Every line of the records must be repeated exactly; pictures stay out.

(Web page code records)
# # # # #

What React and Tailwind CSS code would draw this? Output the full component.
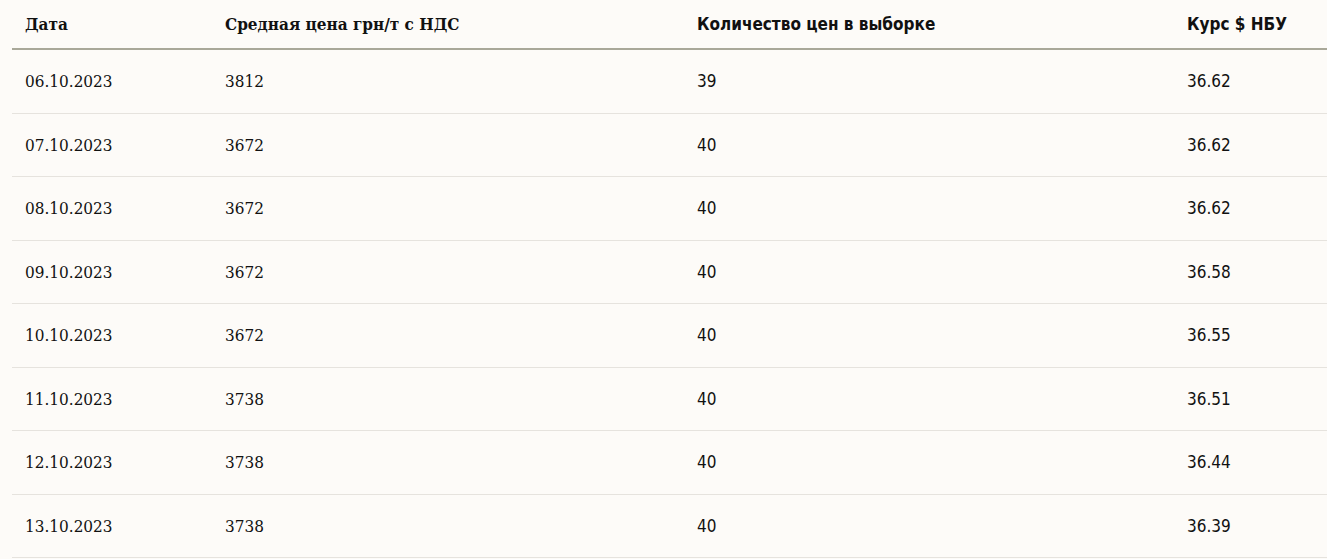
import React from "react";

const rows = [
  ["06.10.2023", "3812", "39", "36.62"],
  ["07.10.2023", "3672", "40", "36.62"],
  ["08.10.2023", "3672", "40", "36.62"],
  ["09.10.2023", "3672", "40", "36.58"],
  ["10.10.2023", "3672", "40", "36.55"],
  ["11.10.2023", "3738", "40", "36.51"],
  ["12.10.2023", "3738", "40", "36.44"],
  ["13.10.2023", "3738", "40", "36.39"],
];

const serif = "[font-family:'DejaVu_Serif_Condensed','DejaVu_Serif',serif]";
const cond = "[font-family:'DejaVu_Sans_Condensed','Roboto',sans-serif]";

export default function App() {
  return (
    <div className="min-h-[559px] w-[1327px] bg-[#fdfbf8] pl-[12px] overflow-hidden text-[#111111]">
      <div className="w-[1315px]">
        <div className="flex h-[50px] border-b-2 border-[#a9a899] text-[17px] font-bold">
          <div className={`w-[200px] pl-[13px] pt-[12px] ${serif}`}>Дата</div>
          <div className={`w-[472px] pl-[13px] pt-[12px] ${serif}`}>Средная цена грн/т с НДС</div>
          <div className={`w-[490px] pl-[13px] pt-[12px] ${cond}`}>Количество цен в выборке</div>
          <div className={`flex-1 pl-[13px] pt-[12px] ${cond}`}>Курс $ НБУ</div>
        </div>
        {rows.map((r, i) => (
          <div key={i} className="flex h-[63.56px] items-center border-b border-[#e6e3de] pt-[1px] text-[17px]">
            <div className={`w-[200px] pl-[13px] ${serif}`}>{r[0]}</div>
            <div className={`w-[472px] pl-[13px] ${serif}`}>{r[1]}</div>
            <div className={`w-[490px] pl-[13px] ${cond}`}>{r[2]}</div>
            <div className={`flex-1 pl-[13px] ${cond}`}>{r[3]}</div>
          </div>
        ))}
      </div>
    </div>
  );
}
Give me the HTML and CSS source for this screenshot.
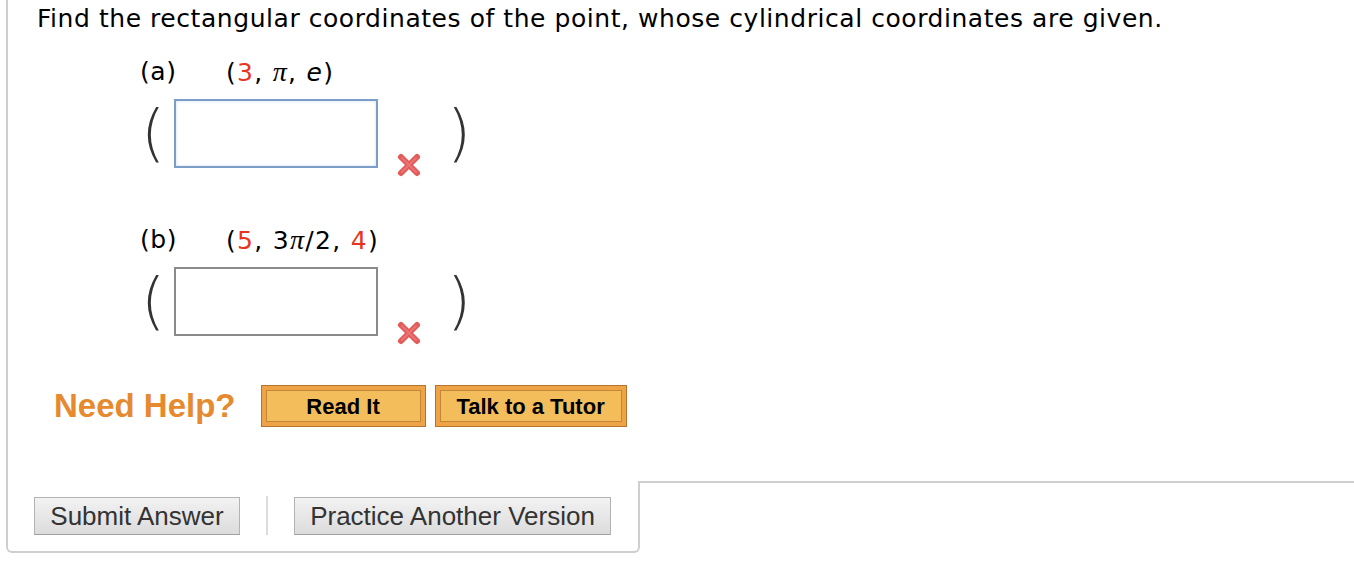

# # # # #

● Reply
What React and Tailwind CSS code would draw this? Output the full component.
import React from "react";

const rows = [
  ["06.10.2023", "3812", "39", "36.62"],
  ["07.10.2023", "3672", "40", "36.62"],
  ["08.10.2023", "3672", "40", "36.62"],
  ["09.10.2023", "3672", "40", "36.58"],
  ["10.10.2023", "3672", "40", "36.55"],
  ["11.10.2023", "3738", "40", "36.51"],
  ["12.10.2023", "3738", "40", "36.44"],
  ["13.10.2023", "3738", "40", "36.39"],
];

const serif = "[font-family:'DejaVu_Serif_Condensed','DejaVu_Serif',serif]";
const cond = "[font-family:'DejaVu_Sans_Condensed','Roboto',sans-serif]";

export default function App() {
  return (
    <div className="min-h-[559px] w-[1327px] bg-[#fdfbf8] pl-[12px] overflow-hidden text-[#111111]">
      <div className="w-[1315px]">
        <div className="flex h-[50px] border-b-2 border-[#a9a899] text-[17px] font-bold">
          <div className={`w-[200px] pl-[13px] pt-[12px] ${serif}`}>Дата</div>
          <div className={`w-[472px] pl-[13px] pt-[12px] ${serif}`}>Средная цена грн/т с НДС</div>
          <div className={`w-[490px] pl-[13px] pt-[12px] ${cond}`}>Количество цен в выборке</div>
          <div className={`flex-1 pl-[13px] pt-[12px] ${cond}`}>Курс $ НБУ</div>
        </div>
        {rows.map((r, i) => (
          <div key={i} className="flex h-[63.56px] items-center border-b border-[#e6e3de] pt-[1px] text-[17px]">
            <div className={`w-[200px] pl-[13px] ${serif}`}>{r[0]}</div>
            <div className={`w-[472px] pl-[13px] ${serif}`}>{r[1]}</div>
            <div className={`w-[490px] pl-[13px] ${cond}`}>{r[2]}</div>
            <div className={`flex-1 pl-[13px] ${cond}`}>{r[3]}</div>
          </div>
        ))}
      </div>
    </div>
  );
}
Give me the HTML and CSS source for this screenshot.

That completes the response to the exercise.